Do you have any idea on running multiple acusolve simulations in a single compute node?

 

Thanks.

Best Answer

  • acupro
    acupro
    Altair Employee
    edited March 2023 Answer ✓

    By default, the solver looks for the input file to match the problem name.  So if you indicate

    -pb acupro_1

    it will look for acupro_1.inp as the input file - and when that is not found, you see that error in the Log file

    acuPrep: *** ERROR: Error opening file <acupro_1.inp>
    acuPrep: *** ERROR: No RUN command found

    and the job dies.

    You can add the flag to look for the appropriate/desired input file as well, for example:

    -pb acupro_1 -inp input_1.inp

    Or however you want to point to the correct input file with your script.

Answers

  • acupro
    acupro
    Altair Employee
    edited February 2023

    I've just tested running two jobs with our internal machine, and Altair PBSPro does appear to have core-level resource handling, as it submitted two jobs to the same compute node.  AcuSolve itself does not have that ability - you'll need to rely on your job control software.

    I would assume that slurm has control of which resources are assigned to the job - so this would fall to slurm.  You'll need to work with slurm to see if that has core-level resource handling.

  • Unknown
    edited February 2023

    I've just tested running two jobs with our internal machine, and Altair PBSPro does appear to have core-level resource handling, as it submitted two jobs to the same compute node.  AcuSolve itself does not have that ability - you'll need to rely on your job control software.

    I would assume that slurm has control of which resources are assigned to the job - so this would fall to slurm.  You'll need to work with slurm to see if that has core-level resource handling.

    Thank you, I will try again.

  • Unknown
    edited March 2023

    I've just tested running two jobs with our internal machine, and Altair PBSPro does appear to have core-level resource handling, as it submitted two jobs to the same compute node.  AcuSolve itself does not have that ability - you'll need to rely on your job control software.

    I would assume that slurm has control of which resources are assigned to the job - so this would fall to slurm.  You'll need to work with slurm to see if that has core-level resource handling.

    Hi acupro,

    I tried to run jobs in parallel from the same directory in my local machine.
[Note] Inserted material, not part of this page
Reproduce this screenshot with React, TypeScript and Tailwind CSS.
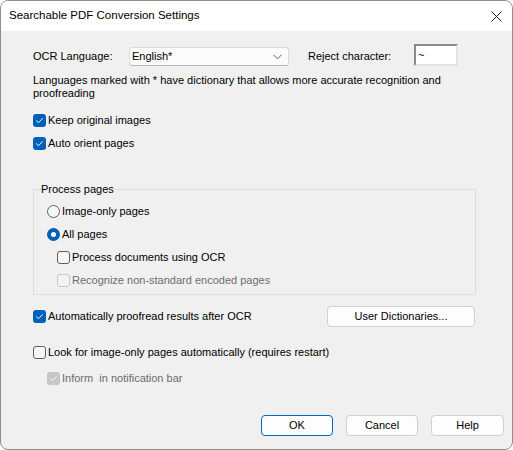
import React from "react";

const font = { fontFamily: '"Liberation Sans", Arial, sans-serif' };

function Check({ checked, disabled }: { checked?: boolean; disabled?: boolean }) {
  if (checked) {
    return (
      <span
        className={
          "flex h-[13px] w-[13px] shrink-0 items-center justify-center rounded-[3px] " +
          (disabled ? "bg-[#c6c6c6]" : "bg-[#005fb8]")
        }
      >
        <svg width="13" height="13" viewBox="0 0 13 13" fill="none">
          <path d="M3.5 6.8 L5.5 8.7 L9.5 4.6" stroke="#fff" strokeWidth="1" strokeLinecap="round" strokeLinejoin="round" />
        </svg>
      </span>
    );
  }
  return (
    <span
      className={
        "block h-[13px] w-[13px] shrink-0 rounded-[3px] border " +
        (disabled ? "border-[#c8c8c8] bg-[#f3f3f3]" : "border-[#5f5f5f] bg-[#f6f6f6]")
      }
    />
  );
}

function Radio({ checked }: { checked?: boolean }) {
  if (checked) {
    return (
      <span className="flex h-[13px] w-[13px] shrink-0 items-center justify-center rounded-full bg-[#005fb8]">
        <span className="block h-[5px] w-[5px] rounded-full bg-white" />
      </span>
    );
  }
  return <span className="block h-[13px] w-[13px] shrink-0 rounded-full border border-[#5f5f5f] bg-[#f6f6f6]" />;
}

function Row({
  children,
  label,
  disabled,
  className = "",
}: {
  children: React.ReactNode;
  label: string;
  disabled?: boolean;
  className?: string;
}) {
  return (
    <div className={"flex h-[13px] items-center gap-[2px] " + className}>
      {children}
      <span className={"whitespace-pre leading-[13px] " + (disabled ? "text-[#6d6d6d]" : "text-black")}>{label}</span>
    </div>
  );
}

function Button({ label, primary, className = "" }: { label: string; primary?: boolean; className?: string }) {
  return (
    <div
      className={
        "flex h-[21px] items-center justify-center rounded-[4px] border bg-[#fdfdfd] text-black " +
        (primary ? "border-[#0067c0]" : "border-[#d0d0d0]") +
        " " +
        className
      }
    >
      {label}
    </div>
  );
}

export default function App() {
  return (
    <div
      style={font}
      className="flex h-[450px] w-[513px] flex-col overflow-hidden rounded-[8px] border border-[#8f8f8f] bg-[#f0f0f0] text-[11px] text-black"
    >
      <div className="flex h-[30px] shrink-0 items-center justify-between bg-white pl-[8px] pr-[10px]">
        <span className="text-[11.5px]">Searchable PDF Conversion Settings</span>
        <svg width="11" height="11" viewBox="0 0 11 11" fill="none">
          <path d="M0.5 0.5 L10.5 10.5 M10.5 0.5 L0.5 10.5" stroke="#1a1a1a" strokeWidth="1" />
        </svg>
      </div>

      <div className="flex flex-1 flex-col pl-[32px] pt-[13px]">
        <div className="flex h-[22px] items-start">
          <span className="mt-[3px] w-[96px] leading-[19px]">OCR Language:</span>
          <div className="mt-[3px] flex h-[19px] w-[160px] items-center justify-between rounded-[3px] border border-[#dadada] border-b-[#b8b8b8] bg-[#fbfbfb] pl-[2px] pr-[6px]">
            <span>English*</span>
            <svg width="9" height="6" viewBox="0 0 9 6" fill="none">
              <path d="M0.5 0.8 L4.5 4.8 L8.5 0.8" stroke="#606060" strokeWidth="1" />
            </svg>
          </div>
          <span className="ml-[19px] mt-[3px] w-[106px] leading-[19px]">Reject character:</span>
          <div className="flex h-[22px] w-[44px] items-center border-2 border-b-[#e3e3e3] border-l-[#8a8a8a] border-r-[#e3e3e3] border-t-[#8a8a8a] bg-white pl-[2px]">
            ~
          </div>
        </div>

        <p className="mt-[8px] w-[450px] leading-[13px]">
          Languages marked with * have dictionary that allows more accurate recognition and proofreading
        </p>

        <div className="mt-[14px] flex flex-col gap-[10px]">
          <Row label="Keep original images">
            <Check checked />
          </Row>
          <Row label="Auto orient pages">
            <Check checked />
          </Row>
        </div>

        <fieldset className="mt-[31px] w-[443px] border border-[#dcdcdc] pb-[7px] pt-[8px]">
          <legend className="ml-[7px] leading-[16px]">Process pages</legend>
          <div className="flex flex-col gap-[10px] pl-[13px]">
            <Row label="Image-only pages">
              <Radio />
            </Row>
            <Row label="All pages">
              <Radio checked />
            </Row>
            <Row label="Process documents using OCR" className="ml-[10px]">
              <Check />
            </Row>
            <Row label="Recognize non-standard encoded pages" className="ml-[10px]" disabled>
              <Check disabled />
            </Row>
          </div>
        </fieldset>

        <div className="mt-[11px] flex h-[21px] w-[442px] items-center justify-between">
          <Row label="Automatically proofread results after OCR">
            <Check checked />
          </Row>
          <Button label="User Dictionaries..." className="w-[148px]" />
        </div>

        <Row label="Look for image-only pages automatically (requires restart)" className="mt-[19px]">
          <Check />
        </Row>
        <Row label="Inform  in notification bar" className="ml-[14px] mt-[13px]" disabled>
          <Check checked disabled />
        </Row>

        <div className="mt-auto flex justify-end gap-[13px] pb-[13px] pr-[8px]">
          <Button label="OK" primary className="w-[72px]" />
          <Button label="Cancel" className="w-[72px]" />
          <Button label="Help" className="w-[73px]" />
        </div>
      </div>
    </div>
  );
}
It works as expected. But when I moved to the cluster, it does not work.

    I tried submitting jobs in parallel in the cluster.

    The submission script is:

    #####################################

    #!/bin/bash

    #SBATCH --job-name="acupro_concurrent_test"
    #SBATCH -o acupro_concurrent_test_%j.out
    #SBATCH --nodes=1
    #SBATCH --cpus-per-task=36
    #SBATCH --exclusive

     

    for i in {1..3}
    do
        srun acuRun -np 12 -pb acupro_$i -libs ./libusr.so &
    done
    wait

    #####################################

    I get the following error:-

    #####################################

    acuRun: Log is redirected to: acupro_2.1.Log
    acuRun: *** ERROR: error occurred executing acuPrep
    acuRun: Thu Mar 30 15:58:34 2023
    srun: error: cn333: task 0: Exited with exit code 1
    srun: Job 1910962 step creation temporarily disabled, retrying (Requested nodes are busy)
    srun: Job 1910962 step creation temporarily disabled, retrying (Requested nodes are busy)
    srun: Step created for job 1910962
    acuRun: Log is redirected to: acupro_3.1.Log
    acuRun: *** ERROR: error occurred executing acuPrep
    acuRun: Thu Mar 30 15:58:42 2023
    srun: error: cn333: task 0: Exited with exit code 1
    srun: Job 1910962 step creation still disabled, retrying (Requested nodes are busy)
    srun: Step created for job 1910962
    acuRun: Log is redirected to: acupro_1.1.Log
    acuRun: *** ERROR: error occurred executing acuPrep
    acuRun: Thu Mar 30 15:58:51 2023
    srun: error: cn333: task 0: Exited with exit code 1

    #####################################

     

    By changing --cpus-per-tasks, --ntasks, etc, the jobs do not run.

    Do you have any idea on this?

     

    Thanks and regards,

    1.log 20.5K
    2.log 20.5K
    3.log 20.5K
  • acupro
    acupro
    Altair Employee
    edited March 2023 Answer ✓

    By default, the solver looks for the input file to match the problem name.  So if you indicate

    -pb acupro_1

    it will look for acupro_1.inp as the input file - and when that is not found, you see that error in the Log file

    acuPrep: *** ERROR: Error opening file <acupro_1.inp>
    acuPrep: *** ERROR: No RUN command found

    and the job dies.

    You can add the flag to look for the appropriate/desired input file as well, for example:

    -pb acupro_1 -inp input_1.inp

    Or however you want to point to the correct input file with your script.

  • Unknown
    edited March 2023

    By default, the solver looks for the input file to match the problem name.  So if you indicate

    -pb acupro_1

    it will look for acupro_1.inp as the input file - and when that is not found, you see that error in the Log file

    acuPrep: *** ERROR: Error opening file <acupro_1.inp>
    acuPrep: *** ERROR: No RUN command found

    and the job dies.

    You can add the flag to look for the appropriate/desired input file as well, for example:

    -pb acupro_1 -inp input_1.inp

    Or however you want to point to the correct input file with your script.

    Thank you, it is working now (although I had to make some modifications).